Instructions for the task =
Don't copy the pictures; return every other part of the records exactly.

Source material =

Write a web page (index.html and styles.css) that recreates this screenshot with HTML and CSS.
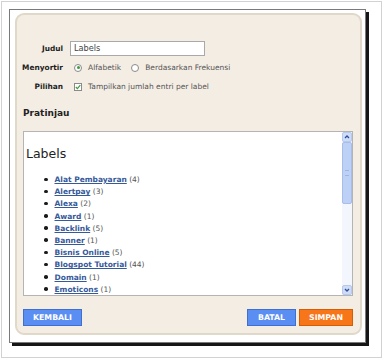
FILE: index.html
```html
<!DOCTYPE html>
<html>
<head>
<meta charset="utf-8">
<link rel="stylesheet" href="styles.css">
</head>
<body>
<div class="outer">
  <div class="shot">
    <div class="panel">
      <div class="form">
        <div class="lbl">Judul</div>
        <div class="ctl"><div class="input">Labels</div></div>
        <div class="lbl">Menyortir</div>
        <div class="ctl opts">
          <span class="radio on"></span><span class="opt">Alfabetik</span>
          <span class="radio second"></span><span class="opt">Berdasarkan Frekuensi</span>
        </div>
        <div class="lbl">Pilihan</div>
        <div class="ctl opts">
          <span class="check"><svg width="6" height="6" viewBox="0 0 6 6"><path d="M0.8 3 L2.4 4.6 L5.3 1.2" fill="none" stroke="#3f9a3f" stroke-width="1.2"/></svg></span><span class="opt">Tampilkan jumlah entri per label</span>
        </div>
      </div>
      <div class="section">Pratinjau</div>
      <div class="preview">
        <div class="pv-content">
          <div class="pv-title">Labels</div>
          <ul class="labels">
            <li><a>Alat Pembayaran</a> (4)</li>
            <li><a>Alertpay</a> (3)</li>
            <li><a>Alexa</a> (2)</li>
            <li><a>Award</a> (1)</li>
            <li><a>Backlink</a> (5)</li>
            <li><a>Banner</a> (1)</li>
            <li><a>Bisnis Online</a> (5)</li>
            <li><a>Blogspot Tutorial</a> (44)</li>
            <li><a>Domain</a> (1)</li>
            <li><a>Emoticons</a> (1)</li>
          </ul>
        </div>
        <div class="scrollbar">
          <div class="sb-btn"><svg width="8" height="8" viewBox="0 0 8 8"><path d="M2 5 L4 3 L6 5" fill="none" stroke="#2d4f9a" stroke-width="1.3"/></svg></div>
          <div class="sb-thumb"><span class="grip"></span></div>
          <div class="sb-track"></div>
          <div class="sb-btn"><svg width="8" height="8" viewBox="0 0 8 8"><path d="M2 3 L4 5 L6 3" fill="none" stroke="#2d4f9a" stroke-width="1.3"/></svg></div>
        </div>
      </div>
      <div class="buttons">
        <div class="btn blue back">KEMBALI</div>
        <div class="spacer"></div>
        <div class="btn blue cancel">BATAL</div>
        <div class="btn orange save">SIMPAN</div>
      </div>
    </div>
  </div>
</div>
</body>
</html>
```

FILE: styles.css
```css
body {
  margin: 0;
  background: #fff;
  font-family: "DejaVu Sans", Verdana, sans-serif;
}
.outer {
  margin: 1px;
  width: 381px;
  height: 357px;
  box-sizing: border-box;
  border: 1px solid #d2d2d2;
  padding: 7px 0 0 7px;
}
.shot {
  width: 357px;
  height: 334px;
  box-sizing: border-box;
  border: 1px solid #7a7a7a;
  box-shadow: 3px 3px 0 #161616;
  background: #fff;
  padding: 3px 3px 7px 5px;
}
.panel {
  height: 100%;
  box-sizing: border-box;
  background: #f4ede4;
  border: 2px solid #e0d8c8;
  border-radius: 9px;
  padding: 24px 7px 0 6px;
  display: flex;
  flex-direction: column;
}
.form {
  display: grid;
  grid-template-columns: 40px 1fr;
  grid-auto-rows: 19px;
  column-gap: 7px;
  align-items: center;
}
.lbl {
  justify-self: end;
  white-space: nowrap;
  font-weight: bold;
  font-size: 7.4px;
  color: #1e1e1e;
}
.ctl {
  display: flex;
  align-items: center;
}
.opts {
  padding-left: 4px;
}
.input {
  width: 135px;
  height: 15px;
  box-sizing: border-box;
  border: 1px solid #a9a9a9;
  background: #fff;
  font-size: 8.2px;
  line-height: 13px;
  padding-left: 3px;
  color: #444;
}
.radio {
  width: 8px;
  height: 8px;
  box-sizing: border-box;
  border: 1px solid #8a8a8a;
  border-radius: 50%;
  background: #fff;
  display: flex;
  align-items: center;
  justify-content: center;
  margin-right: 6px;
}
.radio.on::after {
  content: "";
  width: 3px;
  height: 3px;
  border-radius: 50%;
  background: #3e9a3e;
}
.radio.second {
  margin-left: 10px;
}
.check {
  width: 8px;
  height: 8px;
  box-sizing: border-box;
  border: 1px solid #8a8a8a;
  background: #fff;
  display: flex;
  align-items: center;
  justify-content: center;
  margin-right: 6px;
}
.opt {
  font-size: 7.5px;
  color: #555;
  white-space: nowrap;
}
.section {
  margin-top: 10px;
  font-weight: bold;
  font-size: 9px;
  line-height: 14px;
  color: #222;
}
.preview {
  margin-top: 11px;
  height: 165px;
  box-sizing: border-box;
  border: 1px solid #b4b4b4;
  background: #fff;
  display: flex;
}
.pv-content {
  flex: 1;
  overflow: hidden;
  padding: 14px 0 0 2px;
}
.pv-title {
  font-size: 12.5px;
  line-height: 15px;
  color: #222;
}
.labels {
  margin: 13px 0 0 0;
  padding: 0 0 0 18px;
  list-style: none;
  font-size: 7.5px;
  line-height: 12.2px;
  color: #555;
}
.labels li {
  height: 12.2px;
  white-space: nowrap;
}
.labels li::before {
  content: "";
  display: inline-block;
  width: 3.5px;
  height: 3.5px;
  border-radius: 50%;
  background: #1a1a1a;
  margin-right: 7px;
  vertical-align: 1px;
}
.labels a {
  color: #36599a;
  font-weight: bold;
  text-decoration: underline;
}
.scrollbar {
  width: 10px;
  display: flex;
  flex-direction: column;
  background: #f3f6fc;
}
.sb-btn {
  height: 10px;
  box-sizing: border-box;
  background: #cfdcf6;
  border: 1px solid #b7c9ef;
  border-radius: 2px;
  display: flex;
  align-items: center;
  justify-content: center;
}
.sb-thumb {
  height: 62px;
  box-sizing: border-box;
  background: #bdd0f5;
  border: 1px solid #a8bdea;
  border-radius: 2px;
  display: flex;
  align-items: center;
  justify-content: center;
}
.grip {
  width: 4px;
  height: 4px;
  border-top: 1px solid #9fb4e3;
  border-bottom: 1px solid #9fb4e3;
}
.sb-track {
  flex: 1;
}
.buttons {
  margin-top: 13px;
  display: flex;
  gap: 3px;
}
.spacer {
  flex: 1;
}
.btn {
  height: 17px;
  box-sizing: border-box;
  color: #fff;
  font-weight: bold;
  font-size: 7.8px;
  display: flex;
  align-items: center;
  justify-content: center;
}
.blue {
  background: #5b8ef2;
  border: 1px solid #3f6fcf;
}
.orange {
  background: #f8761a;
  border: 1px solid #d45d06;
}
.back { width: 59px; }
.cancel { width: 49px; }
.save { width: 54px; }
```
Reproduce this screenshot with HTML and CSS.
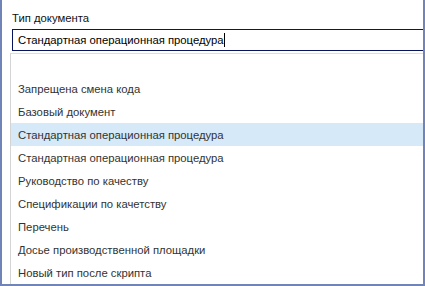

The response =
Write a web page (index.html and styles.css) that recreates this screenshot with HTML and CSS.
FILE: index.html
```html
<!DOCTYPE html>
<html>
<head>
<meta charset="utf-8">
<link rel="stylesheet" href="styles.css">
</head>
<body>
<div class="outer">
  <div class="shot">
    <div class="panel">
      <div class="form">
        <div class="lbl">Judul</div>
        <div class="ctl"><div class="input">Labels</div></div>
        <div class="lbl">Menyortir</div>
        <div class="ctl opts">
          <span class="radio on"></span><span class="opt">Alfabetik</span>
          <span class="radio second"></span><span class="opt">Berdasarkan Frekuensi</span>
        </div>
        <div class="lbl">Pilihan</div>
        <div class="ctl opts">
          <span class="check"><svg width="6" height="6" viewBox="0 0 6 6"><path d="M0.8 3 L2.4 4.6 L5.3 1.2" fill="none" stroke="#3f9a3f" stroke-width="1.2"/></svg></span><span class="opt">Tampilkan jumlah entri per label</span>
        </div>
      </div>
      <div class="section">Pratinjau</div>
      <div class="preview">
        <div class="pv-content">
          <div class="pv-title">Labels</div>
          <ul class="labels">
            <li><a>Alat Pembayaran</a> (4)</li>
            <li><a>Alertpay</a> (3)</li>
            <li><a>Alexa</a> (2)</li>
            <li><a>Award</a> (1)</li>
            <li><a>Backlink</a> (5)</li>
            <li><a>Banner</a> (1)</li>
            <li><a>Bisnis Online</a> (5)</li>
            <li><a>Blogspot Tutorial</a> (44)</li>
            <li><a>Domain</a> (1)</li>
            <li><a>Emoticons</a> (1)</li>
          </ul>
        </div>
        <div class="scrollbar">
          <div class="sb-btn"><svg width="8" height="8" viewBox="0 0 8 8"><path d="M2 5 L4 3 L6 5" fill="none" stroke="#2d4f9a" stroke-width="1.3"/></svg></div>
          <div class="sb-thumb"><span class="grip"></span></div>
          <div class="sb-track"></div>
          <div class="sb-btn"><svg width="8" height="8" viewBox="0 0 8 8"><path d="M2 3 L4 5 L6 3" fill="none" stroke="#2d4f9a" stroke-width="1.3"/></svg></div>
        </div>
      </div>
      <div class="buttons">
        <div class="btn blue back">KEMBALI</div>
        <div class="spacer"></div>
        <div class="btn blue cancel">BATAL</div>
        <div class="btn orange save">SIMPAN</div>
      </div>
    </div>
  </div>
</div>
</body>
</html>
```

FILE: styles.css
```css
body {
  margin: 0;
  background: #fff;
  font-family: "DejaVu Sans", Verdana, sans-serif;
}
.outer {
  margin: 1px;
  width: 381px;
  height: 357px;
  box-sizing: border-box;
  border: 1px solid #d2d2d2;
  padding: 7px 0 0 7px;
}
.shot {
  width: 357px;
  height: 334px;
  box-sizing: border-box;
  border: 1px solid #7a7a7a;
  box-shadow: 3px 3px 0 #161616;
  background: #fff;
  padding: 3px 3px 7px 5px;
}
.panel {
  height: 100%;
  box-sizing: border-box;
  background: #f4ede4;
  border: 2px solid #e0d8c8;
  border-radius: 9px;
  padding: 24px 7px 0 6px;
  display: flex;
  flex-direction: column;
}
.form {
  display: grid;
  grid-template-columns: 40px 1fr;
  grid-auto-rows: 19px;
  column-gap: 7px;
  align-items: center;
}
.lbl {
  justify-self: end;
  white-space: nowrap;
  font-weight: bold;
  font-size: 7.4px;
  color: #1e1e1e;
}
.ctl {
  display: flex;
  align-items: center;
}
.opts {
  padding-left: 4px;
}
.input {
  width: 135px;
  height: 15px;
  box-sizing: border-box;
  border: 1px solid #a9a9a9;
  background: #fff;
  font-size: 8.2px;
  line-height: 13px;
  padding-left: 3px;
  color: #444;
}
.radio {
  width: 8px;
  height: 8px;
  box-sizing: border-box;
  border: 1px solid #8a8a8a;
  border-radius: 50%;
  background: #fff;
  display: flex;
  align-items: center;
  justify-content: center;
  margin-right: 6px;
}
.radio.on::after {
  content: "";
  width: 3px;
  height: 3px;
  border-radius: 50%;
  background: #3e9a3e;
}
.radio.second {
  margin-left: 10px;
}
.check {
  width: 8px;
  height: 8px;
  box-sizing: border-box;
  border: 1px solid #8a8a8a;
  background: #fff;
  display: flex;
  align-items: center;
  justify-content: center;
  margin-right: 6px;
}
.opt {
  font-size: 7.5px;
  color: #555;
  white-space: nowrap;
}
.section {
  margin-top: 10px;
  font-weight: bold;
  font-size: 9px;
  line-height: 14px;
  color: #222;
}
.preview {
  margin-top: 11px;
  height: 165px;
  box-sizing: border-box;
  border: 1px solid #b4b4b4;
  background: #fff;
  display: flex;
}
.pv-content {
  flex: 1;
  overflow: hidden;
  padding: 14px 0 0 2px;
}
.pv-title {
  font-size: 12.5px;
  line-height: 15px;
  color: #222;
}
.labels {
  margin: 13px 0 0 0;
  padding: 0 0 0 18px;
  list-style: none;
  font-size: 7.5px;
  line-height: 12.2px;
  color: #555;
}
.labels li {
  height: 12.2px;
  white-space: nowrap;
}
.labels li::before {
  content: "";
  display: inline-block;
  width: 3.5px;
  height: 3.5px;
  border-radius: 50%;
  background: #1a1a1a;
  margin-right: 7px;
  vertical-align: 1px;
}
.labels a {
  color: #36599a;
  font-weight: bold;
  text-decoration: underline;
}
.scrollbar {
  width: 10px;
  display: flex;
  flex-direction: column;
  background: #f3f6fc;
}
.sb-btn {
  height: 10px;
  box-sizing: border-box;
  background: #cfdcf6;
  border: 1px solid #b7c9ef;
  border-radius: 2px;
  display: flex;
  align-items: center;
  justify-content: center;
}
.sb-thumb {
  height: 62px;
  box-sizing: border-box;
  background: #bdd0f5;
  border: 1px solid #a8bdea;
  border-radius: 2px;
  display: flex;
  align-items: center;
  justify-content: center;
}
.grip {
  width: 4px;
  height: 4px;
  border-top: 1px solid #9fb4e3;
  border-bottom: 1px solid #9fb4e3;
}
.sb-track {
  flex: 1;
}
.buttons {
  margin-top: 13px;
  display: flex;
  gap: 3px;
}
.spacer {
  flex: 1;
}
.btn {
  height: 17px;
  box-sizing: border-box;
  color: #fff;
  font-weight: bold;
  font-size: 7.8px;
  display: flex;
  align-items: center;
  justify-content: center;
}
.blue {
  background: #5b8ef2;
  border: 1px solid #3f6fcf;
}
.orange {
  background: #f8761a;
  border: 1px solid #d45d06;
}
.back { width: 59px; }
.cancel { width: 49px; }
.save { width: 54px; }
```
Reproduce this screenshot with HTML and CSS.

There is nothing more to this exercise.